My question is about temperature records, but first a bit about me. I live in AUS at -29.7 152.5 in my own 2 square km forest in the mountains. Not bragging here, but rather inspiring others to do the same and put their money where their mouth (blog) is, cause around here 1 square km of beautiful Aussie forest goes for about 50K USD. Between us, we could own half the Amazon and stop them from taking it down. I live in an area called Northern Rivers, cause water is scarce in AUS. Many big rivers here, some 1km wide, good for water, but they do flood. I have my own lake, so plenty of water all year round. I moved here from Melbourne after the big melt in the Arctic in 2007. Always been a GW "enthusiast" and this area would provide a better future, than living in a big City. Any GW tipping point will seriously affect big cities, causing food shortages and riots, a bit like Mad Max. Picked this area cause it is just South of the Gold Coast and the Rain Forests. With GW all that will be slowly moving South, I hope. OK, now for my query.

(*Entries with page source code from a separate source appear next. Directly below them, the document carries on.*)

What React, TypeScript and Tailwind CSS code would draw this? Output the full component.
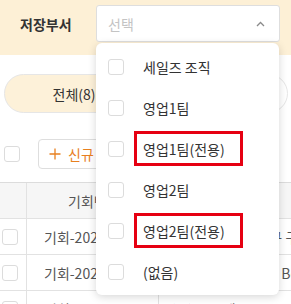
import React from "react";

const options = ["세일즈 조직", "영업1팀", "영업1팀(전용)", "영업2팀", "영업2팀(전용)", "(없음)"];
const marked = ["영업1팀(전용)", "영업2팀(전용)"];

const rows = [
  { id: "기회-2025-0001", name: "[(주)ABC 테크] 신규 구축 기회" },
  { id: "기회-2025-0002", name: "[(주)한빛] 클라우드 Beta - 도입" },
  { id: "기회-2025-0003", name: "[(주)ABC 테크] 교육 프로그램" },
];

const Box = ({ className = "" }: { className?: string }) => (
  <span className={`block w-[16px] h-[16px] rounded-[3px] border border-[#dcdcdc] bg-white ${className}`} />
);

const App = () => {
  return (
    <div className="relative w-[291px] h-[304px] overflow-hidden bg-white font-['Noto_Sans_CJK_KR','Noto_Sans',sans-serif] text-[#333]">
      {/* filter band */}
      <div className="h-[55px] bg-[#fdf0d6] flex items-start pt-[5px]">
        <div className="w-[96px] h-[37px] pl-[20px] flex items-center text-[14px] font-bold leading-none text-[#333]">
          저장부서
        </div>
        <div className="relative w-[184px] h-[37px]">
          <div className="h-full flex items-center justify-between pl-[11px] pr-[14px] bg-white border border-[#dedede] rounded-[3px]">
            <span className="text-[14px] leading-none text-[#c4c4c4]">선택</span>
            <svg width="9" height="6" viewBox="0 0 9 6" fill="none" className="mt-[1px]">
              <path d="M1 5L4.5 1.5L8 5" stroke="#8a8a8a" strokeWidth="1.3" />
            </svg>
          </div>

          {/* dropdown menu */}
          <div className="absolute z-10 top-[38px] left-0 w-[183px] py-[3px] bg-white rounded-[6px] shadow-[0_2px_8px_rgba(0,0,0,0.16)]">
            {options.map((o) => (
              <div key={o} className="relative h-[41px] flex items-center pl-[12px]">
                <Box />
                <span className="ml-[19px] text-[14px] leading-none text-[#333] whitespace-nowrap">{o}</span>
                {marked.includes(o) && (
                  <span className="absolute left-[38px] top-[3px] w-[109px] h-[35px] border-[3px] border-[#e60012]" />
                )}
              </div>
            ))}
          </div>
        </div>
      </div>

      {/* tabs */}
      <div className="mt-[19px] flex gap-[4px] pl-[4px]">
        <div className="shrink-0 w-[140px] h-[39px] rounded-full bg-[#fdf1d9] border border-[#e6e6e6] flex items-center justify-center text-[14px] leading-none text-[#333]">
          전체(8)
        </div>
        <div className="shrink-0 w-[140px] h-[39px] rounded-full bg-white border border-[#e6e6e6] flex items-center justify-center text-[14px] leading-none text-[#333]">
          진행중(5)
        </div>
      </div>

      {/* toolbar */}
      <div className="mt-[26px] h-[30px] flex items-center pl-[4px]">
        <Box className="w-[15px] h-[15px]" />
        <div className="ml-[18px] h-[30px] px-[10px] flex items-center gap-[7px] border border-[#dedede] rounded-[4px] text-[#e8801f] whitespace-nowrap">
          <svg width="12" height="12" viewBox="0 0 12 12" fill="none">
            <path d="M6 0.5V11.5M0.5 6H11.5" stroke="#e8801f" strokeWidth="1.3" />
          </svg>
          <span className="text-[14px] leading-none">신규 등록</span>
        </div>
      </div>

      {/* table */}
      <div className="mt-[13px] w-[400px] border-t border-[#dcdcdc]">
        <div className="flex h-[36px] bg-[#f6f6f6] border-b border-[#e2e2e2] text-[14px] leading-none text-[#555]">
          <div className="w-[27px] border-r border-[#e2e2e2]" />
          <div className="w-[132px] border-r border-[#e2e2e2] flex items-center pl-[41px] whitespace-nowrap">기회번호</div>
          <div className="flex-1 flex items-center pl-[40px]">기회명</div>
        </div>
        {rows.map((r) => (
          <div key={r.id} className="flex h-[36px] border-b border-[#e2e2e2] text-[14px] leading-none text-[#555]">
            <div className="w-[27px] border-r border-[#e2e2e2] flex items-center pl-[2px]">
              <Box className="w-[15px] h-[15px]" />
            </div>
            <div className="w-[132px] border-r border-[#e2e2e2] flex items-center pl-[17px] whitespace-nowrap">{r.id}</div>
            <div className="flex-1 flex items-center pl-[7px] whitespace-nowrap">{r.name}</div>
          </div>
        ))}
      </div>
    </div>
  );
};

export default App;
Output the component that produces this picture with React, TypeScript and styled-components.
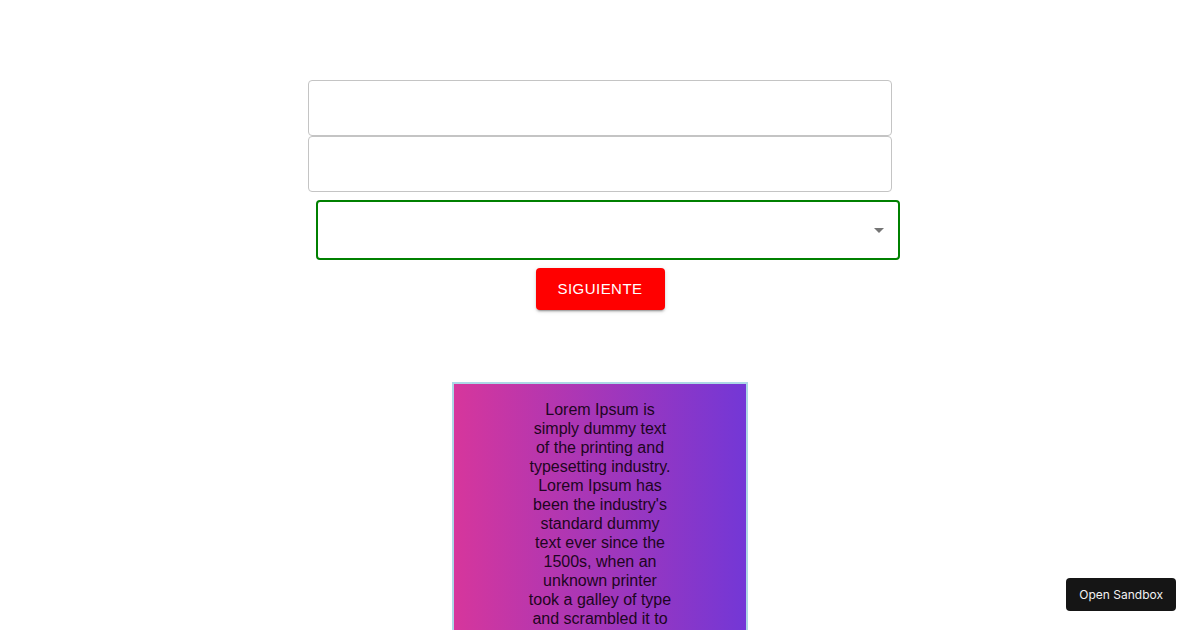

When I first moved here, most days and night the sky was clear and the temperatures ranged 0-35 in winter and 15 to 45 in summer. But for the last few years, there has been much more cloud cover. I suppose if you warm water, you get more steam. Cloud cover during the day reduces the temperature and clouds at night act as a blanket. But a cloudy day, may have a few hours of clear sky, immediately increasing the temperature.
The weather bureau in AUS (bom.gov.au) only keeps the MIN/MAX/AVR for each day recorded at 9am. Surely, that will in no way capture the changes I am seeing here. Have my own $150 weather station, but it has only been operating since 2012. Surely since COP21, the whole world agrees that the climate is warming, so why do we keep such basic sloppy temperature records. At the current level of cheap technology, the cost of one COP21 lunch would facilitate upgrading all our weather stations. Put them in parallel, so MIN/MAX matches and add a gadget to measure cloud cover (luminosity). So my query is really about the effects of cloud on our climate.
Slightly off-topic, but with all this talk of "hiatus", are the Milankovich cycles now slowly eroding the warming, cause their effect is well overdue and if you turn down the heater, you will need more blankets.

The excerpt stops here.